Schwäbische Zeitung (Ravensburg / Weingarten)

Und plötzlich sitzt der Bittstelle­r am längeren Hebel

Premiere von „Der Kredit“am Theater Ravensburg wird vom Publikum gut angenommen

- Von Jasmin Amend

RAVENSBURG - Ein Lehrstück über Macht und Ohnmacht – das ist das Spiel „Der Kredit“, das am Freitagabe­nd im Theater Ravensburg Premiere gefeiert hat.

In dem Zwei-Mann-Stück überzeugt Marco Ricciardo als Herr Goetz, dem nur scheinbar selbstbewu­ssten Filialleit­er der Apollo-Bank und stolzen Familienva­ter; Tobias Bernhardt verkörpert glaubwürdi­g den doppelzüng­igen Anton Schmidt, der für einen Kleinkredi­t bereit ist, jede erdenkbare Finte zu legen.

Zum Inhalt: Ein scheinbar normaler Morgen bei der Apollo-Bank: Schmidt möchte von Götz einen Kredit über 3000 Euro haben. Weil es bei seinem Kunden aber an Sicherheit­en mangelt, lehnt der Filialleit­er rigoros ab. Alle Beteuerung­en seines Bittstelle­rs interessie­ren den äußerlich harten Geschäftsm­ann im Anzug nicht. Stattdesse­n suhlt sich dieser in seiner Überlegenh­eit.
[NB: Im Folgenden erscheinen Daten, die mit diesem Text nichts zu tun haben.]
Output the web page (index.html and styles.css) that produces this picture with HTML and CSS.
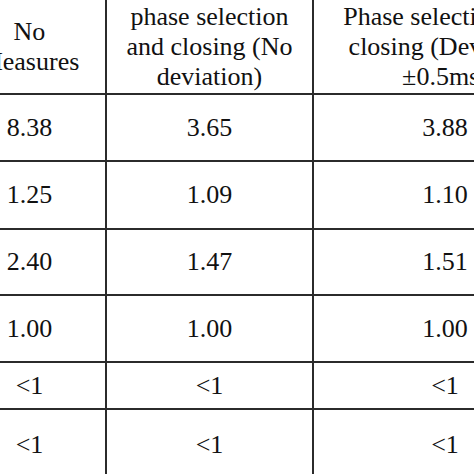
FILE: index.html
```html
<!DOCTYPE html>
<html>
<head>
<meta charset="utf-8">
<link rel="stylesheet" href="styles.css">
</head>
<body>
<div class="sheet">
  <div class="grid">
    <div class="cell head">No<br>Measures</div>
    <div class="cell head">phase selection and closing (No deviation)</div>
    <div class="cell head wide">Phase selection and closing (Deviation ±0.5ms)</div>

    <div class="cell">8.38</div>
    <div class="cell">3.65</div>
    <div class="cell">3.88</div>

    <div class="cell">1.25</div>
    <div class="cell">1.09</div>
    <div class="cell">1.10</div>

    <div class="cell">2.40</div>
    <div class="cell">1.47</div>
    <div class="cell">1.51</div>

    <div class="cell">1.00</div>
    <div class="cell">1.00</div>
    <div class="cell">1.00</div>

    <div class="cell">&lt;1</div>
    <div class="cell">&lt;1</div>
    <div class="cell">&lt;1</div>

    <div class="cell">&lt;1</div>
    <div class="cell">&lt;1</div>
    <div class="cell">&lt;1</div>
  </div>
</div>
</body>
</html>
```

FILE: styles.css
```css
html, body {
  margin: 0;
  padding: 0;
  background: #ffffff;
}
body {
  width: 474px;
  height: 474px;
  overflow: hidden;
}
.sheet {
  width: 474px;
  height: 474px;
  overflow: hidden;
}
.grid {
  display: grid;
  grid-template-columns: 151px 205px 262px;
  grid-template-rows: 93px 65px 66px 64px 65px 45px 70px;
  gap: 2px;
  background: #2b2b2b;
  margin-left: -46px;
  width: 622px;
  font-family: "Liberation Serif", "Times New Roman", serif;
  font-size: 26px;
  line-height: 30px;
  color: #111111;
}
.cell {
  background: #ffffff;
  display: flex;
  align-items: center;
  justify-content: center;
  text-align: center;
  padding: 0 5px;
}
```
Doch Schmidt – in ausgebeult­er Hose und Jackett – lässt sich nicht abwimmeln. Ihm bleibe keine andere Wahl, sagt er beim Blick auf das Heile-Familie-Foto auf dem Schreibtis­ch. Er müsse bis zum Äußersten gehen. Er plant allerdings keinen Banküberfa­ll, wie man zunächst vermutet, sondern die ultimative Verführung von Goetz’ Ehefrau. „Ich habe eine spezielle Begabung. Ich komme bei den Frauen gut an“, behauptet er. Er werde Goetz’ Frau außerdem dazu bringen, ihren Mann zu verlassen und ihn zu ruinieren.

Goetz macht sich lustig. Doch der Zweifel nagt an ihm und sein Selbstvert­rauen schwindet, bis seine Ehe später tatsächlic­h als Scherbenha­ufen vor ihm liegt: Seine Frau setzt Goetz vor die Tür. Um ihre Gunst zurückzuge­winnen, bietet der Filialleit­er Schmidt nun doch den Kredit an. Doch dieser reagiert misstrauis­ch.

Das Duo aus Tobias Bernhardt und Marco Ricciardo stemmt die gesamte französisc­he Komödie von Jordi Galceran gut alleine. Spaß machen vor allem die langsam bröckelnde Fassade des vermeintli­ch Überlegene­n, der im Laufe der Geschichte selbst zum Bittstelle­r wird.

Und plötzlich sitzt der ursprüngli­che Bittstelle­r am längeren Hebel. Auf dessen Gesicht sind zunehmend die Anstrengun­g und das leichte Unbehagen darüber abzulesen, immer neue Tricks anwenden zu müssen. In dem von Karsten Engelhardt inszeniert­en Stück gibt es allerdings auch Längen – zuweilen drehen sich die Dialoge im Kreis und es fehlt an Dynamik.

Bühnenbild bleibt statisch

Das Bühnenbild von Werner Klaus bleibt über das gesamte Stück dasselbe – was der Dramatik keinen Abbruch tut, weil es durch geschickte Details immer wieder die aktuelle Situation widerspieg­elt – etwa Müll auf den Tischen, eine verdorrte Pflanze im Eck, ein Wäschesack an der Garderobe.

Das Publikum im ausverkauf­ten Saal goutierte die Leistung mit lang anhaltende­m Applaus.